> [Direction]
Pick out the lines below that contain the string "this" and copy them all.

> [Material for the task]
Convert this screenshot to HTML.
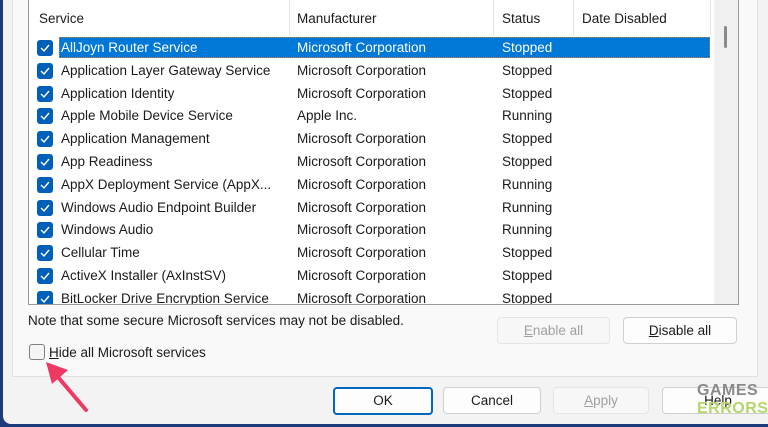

---

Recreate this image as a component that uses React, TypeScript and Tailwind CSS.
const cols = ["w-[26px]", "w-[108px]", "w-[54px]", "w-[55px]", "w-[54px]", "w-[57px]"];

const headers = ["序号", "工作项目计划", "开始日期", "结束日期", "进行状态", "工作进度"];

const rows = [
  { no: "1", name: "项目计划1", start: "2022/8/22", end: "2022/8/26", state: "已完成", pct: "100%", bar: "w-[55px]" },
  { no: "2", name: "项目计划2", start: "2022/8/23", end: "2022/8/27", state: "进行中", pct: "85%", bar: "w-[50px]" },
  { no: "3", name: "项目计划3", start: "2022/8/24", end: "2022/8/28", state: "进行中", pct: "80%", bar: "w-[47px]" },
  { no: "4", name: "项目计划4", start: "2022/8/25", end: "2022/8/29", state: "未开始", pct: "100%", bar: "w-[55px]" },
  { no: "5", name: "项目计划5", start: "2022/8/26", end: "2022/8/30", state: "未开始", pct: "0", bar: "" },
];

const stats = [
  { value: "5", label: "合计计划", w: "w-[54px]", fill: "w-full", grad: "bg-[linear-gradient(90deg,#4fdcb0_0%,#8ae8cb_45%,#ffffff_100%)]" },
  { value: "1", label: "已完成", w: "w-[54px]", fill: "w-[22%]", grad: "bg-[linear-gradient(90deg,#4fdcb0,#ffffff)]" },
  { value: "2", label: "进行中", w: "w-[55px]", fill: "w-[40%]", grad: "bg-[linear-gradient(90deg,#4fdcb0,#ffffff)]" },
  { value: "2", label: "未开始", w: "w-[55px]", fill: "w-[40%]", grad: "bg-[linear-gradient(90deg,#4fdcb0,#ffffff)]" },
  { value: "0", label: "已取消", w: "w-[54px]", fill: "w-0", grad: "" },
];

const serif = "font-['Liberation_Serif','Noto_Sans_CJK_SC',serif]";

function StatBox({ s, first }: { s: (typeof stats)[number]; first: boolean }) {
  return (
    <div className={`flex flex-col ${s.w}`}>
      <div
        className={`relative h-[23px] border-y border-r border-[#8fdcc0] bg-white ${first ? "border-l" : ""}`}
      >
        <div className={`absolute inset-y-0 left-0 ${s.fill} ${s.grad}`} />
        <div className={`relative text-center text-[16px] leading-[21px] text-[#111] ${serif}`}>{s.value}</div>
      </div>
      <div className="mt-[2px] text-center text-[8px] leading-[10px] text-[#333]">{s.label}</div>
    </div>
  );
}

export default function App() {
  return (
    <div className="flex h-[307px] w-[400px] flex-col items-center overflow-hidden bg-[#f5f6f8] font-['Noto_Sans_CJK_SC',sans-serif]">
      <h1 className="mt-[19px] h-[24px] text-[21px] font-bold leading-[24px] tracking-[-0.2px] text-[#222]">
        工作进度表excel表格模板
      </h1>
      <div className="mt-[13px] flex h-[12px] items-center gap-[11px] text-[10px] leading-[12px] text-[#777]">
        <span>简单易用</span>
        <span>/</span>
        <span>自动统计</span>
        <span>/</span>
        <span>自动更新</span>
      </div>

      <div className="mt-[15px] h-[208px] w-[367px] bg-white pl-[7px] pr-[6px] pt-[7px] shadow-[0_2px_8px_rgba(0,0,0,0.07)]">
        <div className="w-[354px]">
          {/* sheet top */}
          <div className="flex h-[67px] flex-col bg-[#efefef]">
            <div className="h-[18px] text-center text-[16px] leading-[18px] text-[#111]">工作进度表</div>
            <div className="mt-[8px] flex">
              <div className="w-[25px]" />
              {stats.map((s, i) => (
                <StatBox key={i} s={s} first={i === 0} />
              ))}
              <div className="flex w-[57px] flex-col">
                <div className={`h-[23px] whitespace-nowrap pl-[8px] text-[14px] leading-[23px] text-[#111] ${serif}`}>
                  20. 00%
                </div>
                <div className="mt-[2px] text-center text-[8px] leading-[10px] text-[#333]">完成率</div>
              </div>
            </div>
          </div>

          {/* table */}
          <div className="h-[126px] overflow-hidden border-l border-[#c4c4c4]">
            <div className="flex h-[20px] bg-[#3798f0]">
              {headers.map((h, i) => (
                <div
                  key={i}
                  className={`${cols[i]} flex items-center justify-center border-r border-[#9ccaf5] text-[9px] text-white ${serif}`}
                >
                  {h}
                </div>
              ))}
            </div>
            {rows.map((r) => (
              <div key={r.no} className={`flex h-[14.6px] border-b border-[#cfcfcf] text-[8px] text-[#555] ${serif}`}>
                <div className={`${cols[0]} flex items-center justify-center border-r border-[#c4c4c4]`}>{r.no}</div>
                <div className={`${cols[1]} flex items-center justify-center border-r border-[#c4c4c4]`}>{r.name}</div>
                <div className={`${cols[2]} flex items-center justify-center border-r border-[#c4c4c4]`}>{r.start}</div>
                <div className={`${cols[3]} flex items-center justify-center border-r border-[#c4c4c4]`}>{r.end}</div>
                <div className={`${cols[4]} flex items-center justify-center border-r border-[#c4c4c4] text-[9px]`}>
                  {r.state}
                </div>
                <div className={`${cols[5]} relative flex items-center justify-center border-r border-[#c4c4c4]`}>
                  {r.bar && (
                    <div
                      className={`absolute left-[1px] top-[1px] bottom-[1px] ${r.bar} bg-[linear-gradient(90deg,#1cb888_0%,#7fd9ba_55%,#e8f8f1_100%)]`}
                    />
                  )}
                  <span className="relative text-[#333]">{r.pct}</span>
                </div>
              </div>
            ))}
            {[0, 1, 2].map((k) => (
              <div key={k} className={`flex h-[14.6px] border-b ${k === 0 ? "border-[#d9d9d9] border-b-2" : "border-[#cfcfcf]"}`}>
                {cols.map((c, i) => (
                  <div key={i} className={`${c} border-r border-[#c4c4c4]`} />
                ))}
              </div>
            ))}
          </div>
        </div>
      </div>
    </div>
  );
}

...

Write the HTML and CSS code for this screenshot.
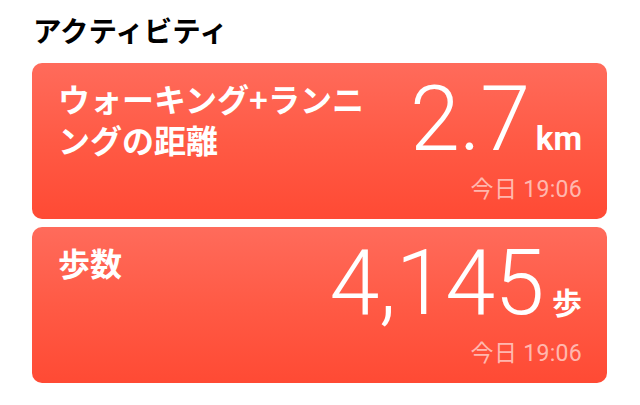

> [Answer to the problem]
Convert this screenshot to HTML.
Recreate this image as a component that uses React, TypeScript and Tailwind CSS.
Write the HTML and CSS code for this screenshot.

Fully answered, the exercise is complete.